La France est-elle de mauvaise foi ? Alors qu’elle assure cette année la présidence du G8 - ce groupe de pays parmi les plus puissants du globe (États-Unis, Japon, Allemagne, France, Royaume-Uni, Italie, Canada et Russie) - la France a présenté ce mardi un rapport sur l’aide publique au développement (APD). Un texte qui a fait bondir des ONG. A travers ce document et par la voix du ministre français de la Coopération, Henri de Raincourt, le G8 dresse un bilan des engagements pris lors du sommet de Gleneagles (Ecosse), en 2005.

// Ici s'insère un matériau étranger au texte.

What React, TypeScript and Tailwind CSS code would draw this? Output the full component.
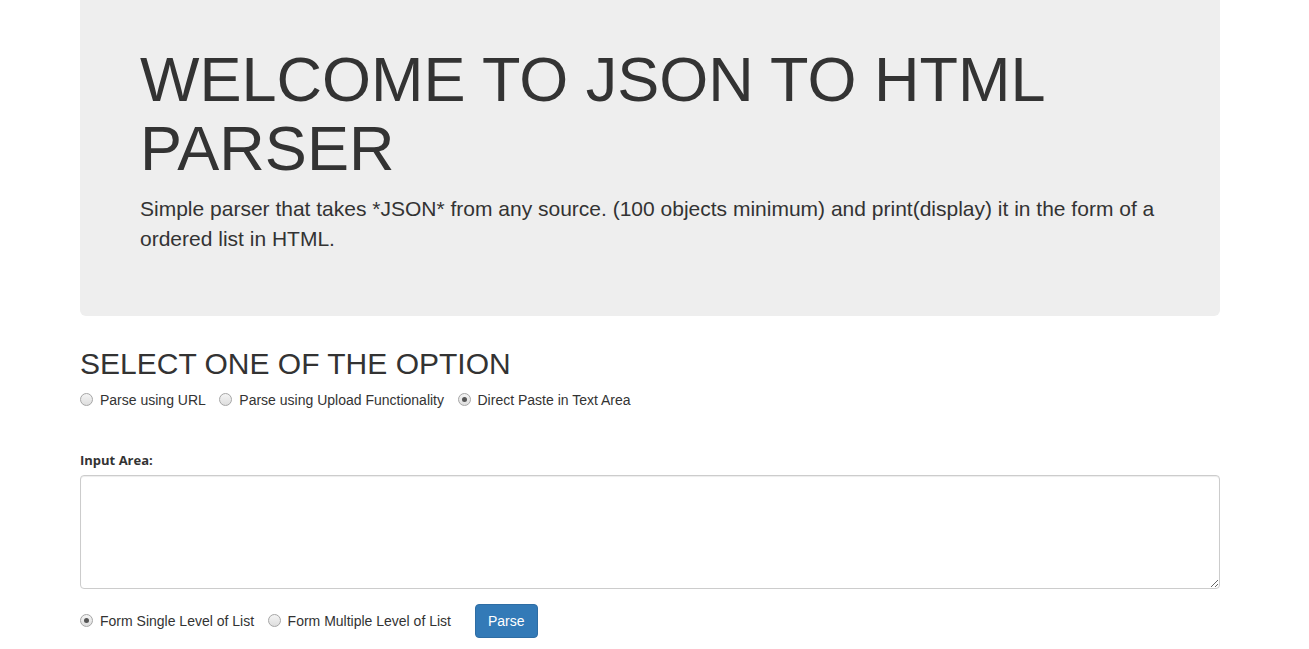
import React from "react";

function Radio({ checked, label }: { checked?: boolean; label: string }) {
  return (
    <label className="inline-flex items-center h-5 text-[14px] leading-5 text-[#333]">
      <span className="relative w-[13px] h-[13px] rounded-full border border-[#a6a6a6] bg-gradient-to-b from-[#f4f4f4] to-[#dedede] flex items-center justify-center mr-[7px]">
        {checked && <span className="w-[5px] h-[5px] rounded-full bg-[#555]"></span>}
      </span>
      <span>{label}</span>
    </label>
  );
}

export default function App() {
  return (
    <div className="min-h-screen bg-white text-[#333] font-['Liberation_Sans',Arial,sans-serif]">
      <div className="ml-[80px] w-[1140px]">
        {/* Jumbotron */}
        <div className="bg-[#eeeeee] rounded-b-[6px] px-[60px] pt-[25px] pb-[47.5px]">
          <h1 className="mt-5 mb-[10px] text-[63px] leading-[1.1] font-normal">
            WELCOME TO JSON TO HTML PARSER
          </h1>
          <p className="mb-[15px] text-[21px] leading-[30px]">
            Simple parser that takes *JSON* from any source. (100 objects minimum) and print(display) it in the form of a ordered list in HTML.
          </p>
        </div>

        <h2 className="mt-[30.5px] mb-[10px] text-[30px] leading-[33px] font-normal">SELECT ONE OF THE OPTION</h2>
        <div className="flex items-center gap-[13.5px]">
          <Radio label="Parse using URL" />
          <Radio label="Parse using Upload Functionality" />
          <Radio checked label="Direct Paste in Text Area" />
        </div>

        <label className="block mt-[40px] mb-[5px] text-[13px] leading-5 font-bold font-['Open_Sans',sans-serif]">
          Input Area:
        </label>
        <textarea className="block w-full h-[114px] border border-[#cccccc] rounded-[4px] shadow-[inset_0_1px_1px_rgba(0,0,0,0.075)] px-3 py-[6px] text-[14px] outline-none"></textarea>

        <div className="flex items-center mt-[15px]">
          <div className="flex items-center gap-[13.5px]">
            <Radio checked label="Form Single Level of List" />
            <Radio label="Form Multiple Level of List" />
          </div>
          <button className="ml-[24px] h-[34px] px-3 bg-[#337ab7] border border-[#2e6da4] rounded-[4px] text-white text-[14px] leading-5">
            Parse
          </button>
        </div>
      </div>
    </div>
  );
}
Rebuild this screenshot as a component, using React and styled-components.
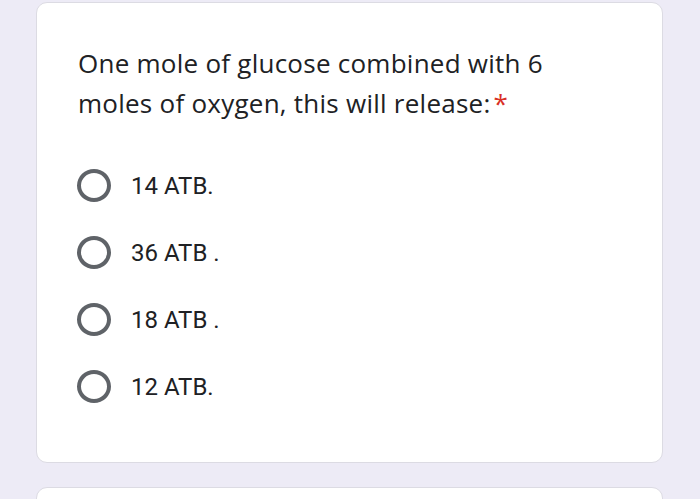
import styled, { createGlobalStyle } from "styled-components";

const Global = createGlobalStyle`
body {
  margin: 0;
  background-color: #edebf6;
  font-family: Roboto, "Liberation Sans", sans-serif;
}
`;

const Page = styled.div`
height: 499px;
overflow: hidden;
padding: 2px 37px 0 36px;
display: flex;
flex-direction: column;
gap: 24px;
`;

const Card = styled.div`
background-color: #ffffff;
border: 1px solid #dcdbe3;
border-radius: 11px;
height: ${(props) => props.h}px;
flex-shrink: 0;
box-sizing: border-box;
`;

const Question = styled.div`
padding: 40px 40px 0 41px;
font-family: "Open Sans", Roboto, sans-serif;
font-size: 26px;
letter-spacing: 0.25px;
line-height: 40px;
color: #202124;
`;

const Star = styled.span`
color: #d93025;
margin-left: 3px;
`;

const Options = styled.div`
margin-top: 46px;
padding-left: 40px;
display: flex;
flex-direction: column;
gap: 34px;
`;

const Option = styled.label`
display: flex;
align-items: center;
gap: 20px;
height: 33px;
font-size: 24px;
color: #202124;
`;

const Radio = styled.span`
width: 34px;
height: 33px;
box-sizing: border-box;
border: 4px solid #5f6368;
border-radius: 50%;
flex-shrink: 0;
`;

const answers = ["14 ATB.", "36 ATB .", "18 ATB .", "12 ATB."];

function App() {
  return (
    <Page>
      <Global />
      <Card h={461}>
        <Question>
          One mole of glucose combined with 6<br />
          moles of oxygen, this will release:<Star>*</Star>
        </Question>
        <Options>
          {answers.map((a) => (
            <Option key={a}>
              <Radio />
              {a}
            </Option>
          ))}
        </Options>
      </Card>
      <Card h={40} />
    </Page>
  );
}

export default App;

A l’époque, le « groupe des huit » promet d’améliorer de 50 milliards de dollars (35 milliards d’euros), et d’ici à la fin de l’année 2010, l’enveloppe mondiale d’aide dédiée aux pays en développement. Aujourd’hui, il « se félicite de la forte augmentation de l’APD depuis 2004 », qui a bondi de « plus de 48 milliards de dollars ». Il ne manque « que » 1,27 milliard de dollars, ajoute-t-il.
Henri de Raincourt, visiblement irrité par la levée de boucliers, persiste et signe. Dans un communiqué publié ce mercredi, il déclare : « Une augmentation de 61% de l’aide des pays donateurs de 2004 à 2010 (+ 49 milliards de dollars sur un objectif de + 50 milliards de dollars), (…) me paraît être un résultat remarquable. » Pour légitimer le choix des chiffres, le ministre souligne que le rapport à été élaboré par « l’ensemble des équipes de l’OCDE et du G8 ».
Contactée, l’OCDE prend toutefois ses distances avec ses dires. La présentation des chiffres relève de « la décision du G8 », souligne Stephen Greff, à la direction de développement et de coopération de l’OCDE. Avant d’abonder dans le sens des ONG : « La méthode la plus juste pour évaluer les engagements du G8 est de les présenter en dollars constants. C’est ce que l’on recommande au G8 et c’est ce que l’on fait tous les ans dans nos communiqués ».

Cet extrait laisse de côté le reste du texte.